In an all-out effort to bring its incredible wealth of birds to greater prominence, a group of volunteer birders and businesspeople from the prairie pothole region of central North Dakota formed Birding Drives Dakota. The communities of Jamestown, Carrington, and Steele anchor the driving routes, which incorporate pastureland, seeded and virgin prairie, and innumerable lakes and wetlands, small and large. These communities cooperated with the state and the U.S. Fish and Wildlife Service to launch the first Potholes and Prairie Festival on the weekend of June 13, 2003. Around 300 people - mostly North Dakotans, with a smattering of attendees from Minnesota and South Dakota - flocked to the festival, far exceeding organizers’ expectations. My husband Bill and I were asked to provide some seminars and evening entertainment. We leapt at the chance to visit. Had we had any idea what bliss awaited us, we’d never have waited to be asked.

Bill and I rented a car at the Fargo/Moorhead airport and headed west. It was a late-model Mercury, and it had lots of bells and whistles, too many for our tastes. A bell dinged incessantly if Bill didn’t buckle up immediately after taking his seat. On the deserted gravel roads, crawling from pothole to pothole, he began to feel a bit put upon by this feature. When our speed hit 10 miles per hour, all the doors would automatically lock with a loud, startling zzziiiiich, which soon proved annoying, because our birding speed averaged around 15 miles per hour and we stopped dozens of times a day. The Mercury seemed to want to thwart us, and was always shrilling and admonishing. Driving through the tiny hamlet of Gackle, North Dakota, we decided to borrow its name for our imperious, noisy car. Gackle. It seemed to fit.

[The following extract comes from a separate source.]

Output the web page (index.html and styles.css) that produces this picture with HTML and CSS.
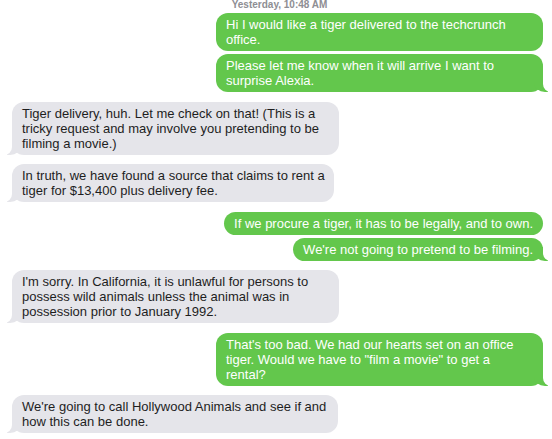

Central North Dakota boasts the Missouri Coteau region (French for hill), which bears the beautiful scars of an ancient glacier. For refugees from unglaciated southern Ohio, where the few lakes we have are human-made, the Coteau is a vision of paradise. Every gravel road holds a different geological surprise—high ridges or conical eskers and drumlins - gravel deposits left by the receding ice sheet, now clothed in soil and soft, waving prairie grasses and wildflowers. Unexpected secret gardens hide beneath the grass tops - wooly blue squawroot, cheery gaillardia, purple peas and vetches, scarlet globe mallow, white penstemon and anemone, blue harebell. Purple prairie smoke wafts its feathery seedheads on stiff stems. Tiny Mammilaria cacti open umbrellas of fragrant orchid-pink flowers, three to a plant. Silvery and Melissa blue butterflies, inornate ringlets, bronze coppers, and monarchs dance low over the flowers. The two constants in the ever-changing landscape are grass and water - water everywhere, in pools, potholes, and large, shallow lakes.

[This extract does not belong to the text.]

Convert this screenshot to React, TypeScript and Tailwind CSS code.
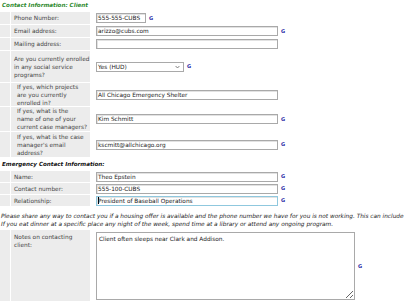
import type { ReactNode } from 'react'

function G() {
  return <span className="ml-[3px] text-[5px] leading-none font-bold text-[#2b2ba6]">G</span>
}

function Field({ value, w = 'w-[182px]', focus = false }: { value?: string; w?: string; focus?: boolean }) {
  return (
    <div
      className={`flex h-[10px] items-center bg-white pl-[1px] text-[#222] shadow-[inset_1px_1px_0_#e2e2e2] border ${
        focus ? 'border-[#8fc8de]' : 'border-[#a9a9a9]'
      } ${w}`}
    >
      {focus && <span className="mr-[-1px] inline-block h-[7px] w-px bg-black" />}
      <span className="whitespace-nowrap">{value}</span>
    </div>
  )
}

function Row({
  h,
  label,
  indent = false,
  top = false,
  children,
}: {
  h: string
  label: ReactNode
  indent?: boolean
  top?: boolean
  children?: ReactNode
}) {
  return (
    <div className={`flex gap-px ${h}`}>
      <div className="w-[10px] shrink-0 bg-[#ececec]" />
      <div
        className={`flex w-[79px] shrink-0 bg-[#ececec] pr-[1px] ${indent ? 'pl-[6px]' : 'pl-[3px]'} ${
          top ? 'items-start pt-[3px]' : 'items-center'
        }`}
      >
        <div className="whitespace-nowrap text-[#444]">{label}</div>
      </div>
      <div className="flex flex-1 items-center pl-[5px]">{children}</div>
    </div>
  )
}

export default function App() {
  return (
    <div className="h-[301px] w-[409px] overflow-hidden bg-white font-['DejaVu_Sans',Verdana,sans-serif] text-[5.8px] leading-[8px]">
      <div className="flex h-[12px] items-start pl-[2px] pt-px text-[5.6px] font-bold italic text-[#2f8a2f]">
        Contact Information: Client
      </div>

      <div className="flex flex-col gap-px">
        <Row h="h-[12px]" label="Phone Number:">
          <Field value="555-555-CUBS" w="w-[50px]" />
          <G />
        </Row>
        <Row h="h-[12px]" label="Email address:">
          <Field value="arizzo@cubs.com" />
          <G />
        </Row>
        <Row h="h-[12px]" label="Mailing address:">
          <Field />
        </Row>
        <Row
          h="h-[31px]"
          label={
            <>
              Are you currently enrolled
              <br />
              in any social service
              <br />
              programs?
            </>
          }
        >
          <div className="flex h-[10px] w-[88px] items-center justify-between border border-[#a9a9a9] bg-white pl-[1px] pr-[3px] text-[#222]">
            <span>Yes (HUD)</span>
            <svg width="5" height="4" viewBox="0 0 5 4" fill="none">
              <path d="M0.6 1 L2.5 3 L4.4 1" stroke="#666" strokeWidth="0.8" />
            </svg>
          </div>
          <G />
        </Row>
        <Row
          h="h-[23px]"
          indent
          label={
            <>
              If yes, which projects
              <br />
              are you currently
              <br />
              enrolled in?
            </>
          }
        >
          <Field value="All Chicago Emergency Shelter" />
        </Row>
        <Row
          h="h-[24px]"
          indent
          label={
            <>
              If yes, what is the
              <br />
              name of one of your
              <br />
              current case managers?
            </>
          }
        >
          <Field value="Kim Schmitt" />
          <G />
        </Row>
        <Row
          h="h-[25px]"
          indent
          label={
            <>
              If yes, what is the case
              <br />
              manager's email
              <br />
              address?
            </>
          }
        >
          <Field value="kscmitt@allchicago.org" />
          <G />
        </Row>
      </div>

      <div className="flex h-[14px] items-center pl-[2px] text-[5.6px] font-bold italic text-[#111]">
        Emergency Contact Information:
      </div>

      <div className="flex flex-col gap-px">
        <Row h="h-[11px]" label="Name:">
          <Field value="Theo Epstein" />
          <G />
        </Row>
        <Row h="h-[11px]" label="Contact number:">
          <Field value="555-100-CUBS" />
          <G />
        </Row>
        <Row h="h-[11px]" label="Relationship:">
          <Field value="President of Baseball Operations" focus />
          <G />
        </Row>
      </div>

      <p className="mt-[7px] mb-[2px] whitespace-nowrap pl-[1px] italic leading-[7.5px] text-[#222]">
        Please share any way to contact you if a housing offer is available and the phone number we have for you is not
        working. This can include
        <br />
        If you eat dinner at a specific place any night of the week, spend time at a library or attend any ongoing
        program.
      </p>

      <Row
        h="h-[72px]"
        top
        label={
          <>
            Notes on contacting
            <br />
            client:
          </>
        }
      >
        <textarea
          readOnly
          defaultValue="Client often sleeps near Clark and Addison."
          className="h-[68px] w-[259px] resize border border-[#a9a9a9] bg-white px-[2px] pt-[2px] text-[#222] outline-none"
        />
        <G />
      </Row>
    </div>
  )
}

Wet summers for the past decade have brought many lakes outside their traditional banks, and stands of drowned cottonwoods provide ideal nesting platforms for double-crested cormorants and black-crowned night-herons, whose populations are expanding in the region. Every single pothole, no matter how small, has birds on it: pied-billed, eared and western grebes, a dozen species of ducks, Wilson’s phalarope, marbled godwit, willet, snipe, American avocets, white pelicans. The world’s largest nesting colony of white pelicans, more than 16,000 pairs, stinks up Chase Lake National Wildlife Refuge, and the majestic birds are almost always visible overhead, spiraling in stately squadrons against towering clouds. Musing on why I was in a state of suspended rapture for the five days we were in the Coteau, I realized that any one of the species listed here would cause me to slam on my brakes at home in Ohio. Not only that, but the region holds some true specialties, birds that make holes on most birders’ life lists.

However you feel about sparrows, arriving in a region that harbors 18 species will endear them to you. It’s a delight to become conversant with the songs and habits of species like vesper, grasshopper, clay-colored, and Savannah sparrows. They sing on wires and fenceposts, exhibits A through D in Sparrows 101. But the real treasures are harder to come by. Le Conte’s, Nelson’s sharp-tailed, and Baird’s sparrows are the three limited-range, “gotta have” species in the Coteau. Though we were told that in some years, Le Conte’s are “everywhere,” we were skunked.

On the last day of the festival we still hadn’t seen the other two, either. Bill was beginning for the first time to feel a little glum. We were on our way to the festival’s farewell picnic luncheon at Chase Lake NWR when we encountered Steve Gross, a delightful, softspoken retired Air Force colonel and BWD subscriber who was seeking Baird’s sparrow for his eye-popping North American life list, more than 100 species bigger than mine. He’d been told by a local birder that the shortgrass hilltops near Chase Lake’s refuge sign were a good bet. We thanked him for the information and went on. Coming to the third cattle guard, we pulled off and hopped out to listen. A strange sparrow song - soft and musical, with four introductory notes and a slow trill, sifted over the hill. I didn’t know what it was, but I knew I’d never heard it before. It was time to find this bird. I took off at a lope through the grass. In the distance, we could see Steve’s car, and I saw him focus his binoculars on me. I gave him the thumbs-up and he started walking toward us.